One of the most enduring relationships I know of is that between my 83 year old dad and his 85 year old sister. For years she used to come home every holiday and set up camp on our lawn until dad built her a bach right where she used to put up her tent. No legal paperwork was signed, and no cash exchanged.
Things went well until aunty stopped coming and her mokopuna started turning up instead with their Pakeha mates and their different ways. That was OK too, until the Pakeha mates arrived one day by themselves and began treating the whole place, not just the bach, like it was theirs.
The time had come to cancel the gift. Aunty understood but didn’t want the hassle of dismantling camp that one last time. So to satisfy any claims her mokopuna or their Pakeha mates might make, dad paid her for the bach and its contents, and that was that. Gift cancelled.
It all went smoothly because both dad and his sister understood that the gift and its cancellation were expressions of Tuku Whenua under Tikanga Maori. The only right attached to the gift was that of use. When the use ended, so did the gift; but not the relationship which continues happily to this day.
I thought of this Tuku Whenua Tikanga while reading two recently released publications. The first is the report by United Nations Special Rapporteur, Dr James Anaya, titled “The Situation of Maori People in New Zealand.”
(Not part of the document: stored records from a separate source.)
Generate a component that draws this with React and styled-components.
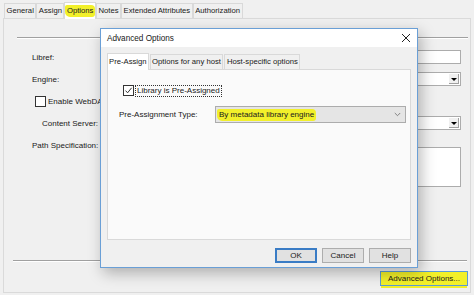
import React from 'react';
import styled, { createGlobalStyle } from 'styled-components';

const GlobalStyle = createGlobalStyle`
  html, body {
    margin: 0;
    background: #f0f0f0;
  }
  body {
    font-family: "Liberation Sans", Arial, sans-serif;
    font-size: 8px;
    color: #202020;
  }
`;

const Screen = styled.div`
  position: relative;
  width: 474px;
  height: 295px;
  overflow: hidden;
  background: #f0f0f0;
  display: flex;
  flex-direction: column;
`;

const TabStrip = styled.div`
  display: flex;
  align-items: flex-end;
  height: 18px;
  padding-left: ${(p) => p.$indent ?? 4}px;
  box-sizing: border-box;
`;

const Tab = styled.div`
  position: relative;
  height: ${(p) => (p.$active ? 17 : 15)}px;
  line-height: ${(p) => (p.$active ? 15 : 14)}px;
  padding: 0 ${(p) => p.$pad ?? 1.5}px;
  margin-right: ${(p) => p.$gap ?? 0}px;
  font-size: 7.7px;
  border: 1px solid #d9d9d9;
  border-bottom: none;
  background: ${(p) => (p.$active ? '#ffffff' : '#f0f0f0')};
  box-sizing: border-box;
  white-space: nowrap;
  z-index: ${(p) => (p.$active ? 1 : 0)};
  margin-bottom: ${(p) => (p.$active ? -1 : 0)}px;
`;

const Marker = styled.span`
  background: #f2f02a;
  border-radius: 2px 4px 3px 5px;
  padding: 1px 2px 2px;
  margin: 0 -2px;
  box-decoration-break: clone;
`;

const Panel = styled.div`
  flex: 1;
  margin: 0 3px 2px;
  border: 1px solid #dadada;
  background: #f0f0f0;
  display: flex;
  flex-direction: column;
`;

const Rule = styled.div`
  height: 0;
  border-top: 1px solid #a0a0a0;
  border-bottom: 1px solid #ffffff;
  margin: ${(p) => p.$top || 0}px ${(p) => p.$right || 2}px 0 ${(p) => p.$left || 13}px;
`;

const Form = styled.div`
  display: flex;
  flex-direction: column;
  gap: 8px;
  padding: 11px 9px 0 28px;
`;

const Row = styled.div`
  display: flex;
  align-items: center;
  height: 14px;
  padding-left: ${(p) => p.$indent || 0}px;
`;

const Label = styled.span`
  white-space: nowrap;
`;

const Field = styled.div`
  margin-left: auto;
  width: 350px;
  height: ${(p) => p.$h || 14}px;
  box-sizing: border-box;
  border: 1px solid #acacac;
  background: #ffffff;
  display: flex;
  justify-content: flex-end;
`;

const ComboArrow = styled.div`
  width: 10px;
  margin: 1px;
  border-left: 1px solid #ffffff;
  background: #f0f0f0;
  box-shadow: inset -1px -1px 0 #a0a0a0;
  display: flex;
  align-items: center;
  justify-content: center;
  &::after {
    content: '';
    border-left: 3px solid transparent;
    border-right: 3px solid transparent;
    border-top: 3px solid #000;
  }
`;

const Box = styled.span`
  width: 11px;
  height: 11px;
  box-sizing: border-box;
  border: 1px solid #333;
  background: #fff;
  margin-right: 2px;
  display: inline-flex;
  align-items: center;
  justify-content: center;
  flex: none;
`;

const Spacer = styled.div`
  flex: 1;
`;

const Footer = styled.div`
  display: flex;
  justify-content: flex-end;
  padding: 9px 2px 6px 0;
`;

const WinButton = styled.button`
  font: inherit;
  color: #202020;
  height: 15px;
  width: ${(p) => p.$w || 42}px;
  padding: 0;
  box-sizing: border-box;
  background: #e1e1e1;
  border: 1px solid ${(p) => (p.$default ? '#3a7cc5' : '#adadad')};
  box-shadow: ${(p) => (p.$default ? 'inset 0 0 0 1px #3a7cc5' : 'none')};
  display: flex;
  align-items: center;
  justify-content: center;
`;

const MarkedButton = styled(WinButton)`
  background: #f2f02a;
  border-color: #5b9bd8;
  box-shadow: 0 3px 0 -1px #f2f02a;
`;

/* the modal dialog floats over the background window */
const Dialog = styled.div`
  position: absolute;
  left: 100px;
  top: 28px;
  width: 318px;
  height: 240px;
  box-sizing: border-box;
  border: 1px solid #6a9fd6;
  background: #f0f0f0;
  box-shadow: 3px 5px 14px rgba(0, 0, 0, 0.28);
  display: flex;
  flex-direction: column;
`;

const TitleBar = styled.div`
  height: 21px;
  background: #ffffff;
  display: flex;
  align-items: center;
  padding: 0 6px;
  font-size: 8.2px;
`;

const Close = styled.div`
  margin-left: auto;
  display: flex;
`;

const DialogBody = styled.div`
  flex: 1;
  display: flex;
  flex-direction: column;
  padding: 4px 6px 4px;
`;

const TabPage = styled.div`
  height: 171px;
  box-sizing: border-box;
  border: 1px solid #d9d9d9;
  background: #fafafa;
  padding: 15px 4px 0 11px;
  display: flex;
  flex-direction: column;
`;

const CheckRow = styled.div`
  display: flex;
  align-items: center;
  padding-left: 4px;
  height: 11px;
`;

const FocusLabel = styled.span`
  outline: 1px dotted #333;
  outline-offset: 0;
  padding: 0 1px;
  line-height: 10px;
`;

const TypeRow = styled.div`
  display: flex;
  align-items: center;
  margin-top: 10px;
  height: 17px;
`;

const Select = styled.div`
  margin-left: auto;
  width: 191px;
  height: 17px;
  box-sizing: border-box;
  border: 1px solid #acacac;
  background: #e5e5e5;
  display: flex;
  align-items: center;
  padding: 0 4px 0 3px;
`;

const ButtonRow = styled.div`
  display: flex;
  justify-content: flex-end;
  gap: 5px;
  margin-top: 8px;
`;

const Check = () => (
  <svg width="9" height="9" viewBox="0 0 9 9">
    <path d="M1.5 4.6 L3.6 6.8 L7.6 1.8" fill="none" stroke="#333" strokeWidth="1" />
  </svg>
);

const Chevron = () => (
  <svg width="7" height="5" viewBox="0 0 7 5" style={{ marginLeft: 'auto' }}>
    <path d="M0.8 1 L3.5 3.7 L6.2 1" fill="none" stroke="#777" strokeWidth="0.9" />
  </svg>
);

export default function App() {
  return (
    <>
      <GlobalStyle />
      <Screen>
        <TabStrip>
          <Tab>General</Tab>
          <Tab>Assign</Tab>
          <Tab $active>
            <Marker>Options</Marker>
          </Tab>
          <Tab>Notes</Tab>
          <Tab>Extended Attributes</Tab>
          <Tab>Authorization</Tab>
        </TabStrip>
        <Panel>
          <Rule $top={18} />
          <Form>
            <Row>
              <Label>Libref:</Label>
              <Field />
            </Row>
            <Row>
              <Label>Engine:</Label>
              <Field>
                <ComboArrow />
              </Field>
            </Row>
            <Row $indent={3}>
              <Box />
              <Label>Enable WebDAV support</Label>
            </Row>
            <Row $indent={10}>
              <Label>Content Server:</Label>
              <Field>
                <ComboArrow />
              </Field>
            </Row>
            <Row>
              <Label>Path Specification:</Label>
            </Row>
            <Row>
              <Field $h={40} />
            </Row>
          </Form>
          <Spacer />
          <Rule $left={9} $right={3} />
          <Footer>
            <MarkedButton $w={88}>Advanced Options...</MarkedButton>
          </Footer>
        </Panel>

        <Dialog>
          <TitleBar>
            Advanced Options
            <Close>
              <svg width="10" height="10" viewBox="0 0 10 10">
                <path d="M1 1 L9 9 M9 1 L1 9" stroke="#222" strokeWidth="1" />
              </svg>
            </Close>
          </TitleBar>
          <DialogBody>
            <TabStrip $indent={0}>
              <Tab $active $pad={1} $gap={1}>Pre-Assign</Tab>
              <Tab $pad={1.5} $gap={1}>Options for any host</Tab>
              <Tab $pad={1.5}>Host-specific options</Tab>
            </TabStrip>
            <TabPage>
              <CheckRow>
                <Box>
                  <Check />
                </Box>
                <FocusLabel>Library is Pre-Assigned</FocusLabel>
              </CheckRow>
              <TypeRow>
                <Label>Pre-Assignment Type:</Label>
                <Select>
                  <Marker>By metadata library engine</Marker>
                  <Chevron />
                </Select>
              </TypeRow>
            </TabPage>
            <ButtonRow>
              <WinButton $default>OK</WinButton>
              <WinButton>Cancel</WinButton>
              <WinButton>Help</WinButton>
            </ButtonRow>
          </DialogBody>
        </Dialog>
      </Screen>
    </>
  );
}
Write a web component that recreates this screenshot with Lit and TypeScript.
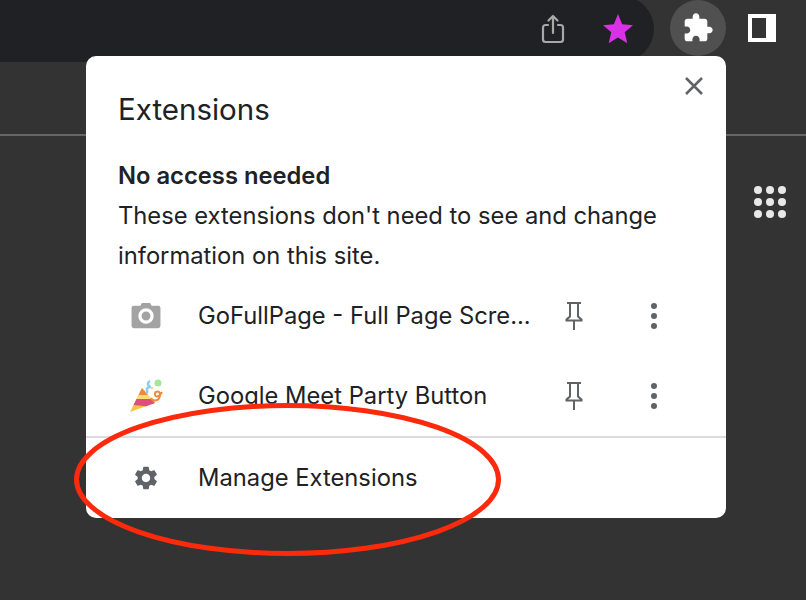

Several key issues are addressed by Dr Anaya, but his main focus is the settlement process for historical and contemporary claims based on the Treaty of Waitangi. He reports that, while there has been progress since 2005 when the last UN Special Rapporteur was here, there is still a long way to go “to achieve the increased social and economic parity that is necessary for Māori and non-Māori New Zealanders to move forward as true partners in the future, as contemplated under the Treaty of Waitangi.”
The second publication is a book titled “The State of Maori Rights” by Professor Margaret Mutu which brings together a set of articles she wrote between 1994 and 2009. In it she places on record the Maori view of events and issues that have been more typically reported to the general public from a 'mainstream' media perspective. Having lived through all of the events reviewed and taken part in many of them, even I was astonished at how clearly the threads of racism are there for the world to see. Actually, what with the footnotes and cross-references, they are more like whopping great ropes.
Both these publications stand as stark counterpoints to the Tuku Whenua transaction between my dad and his sister. They reveal the racist rubbishing of most things Maori and the tension arising out of that, while the Tuku Whenua transaction shows Maori unselfconsciously practicing Tikanga, and the relaxed ease of that.
Both Dr Anaya’s report and Professor Mutu’s book have understandably been overshadowed by the most recent tectonic shifts in and around Christchurch and the push to rebuild that city. But it is their messages that will contribute more to shifting the tectonics between races and rebuilding this country.
However the key message for Maori lies in the Tuku Whenua transaction. It shows that while others can either support or oppose Tikanga, Maori must do it. Why? Because, if we don’t, race relationships are going to get a whole lot worse in this country; and Papatuanuku will let us know about it for sure.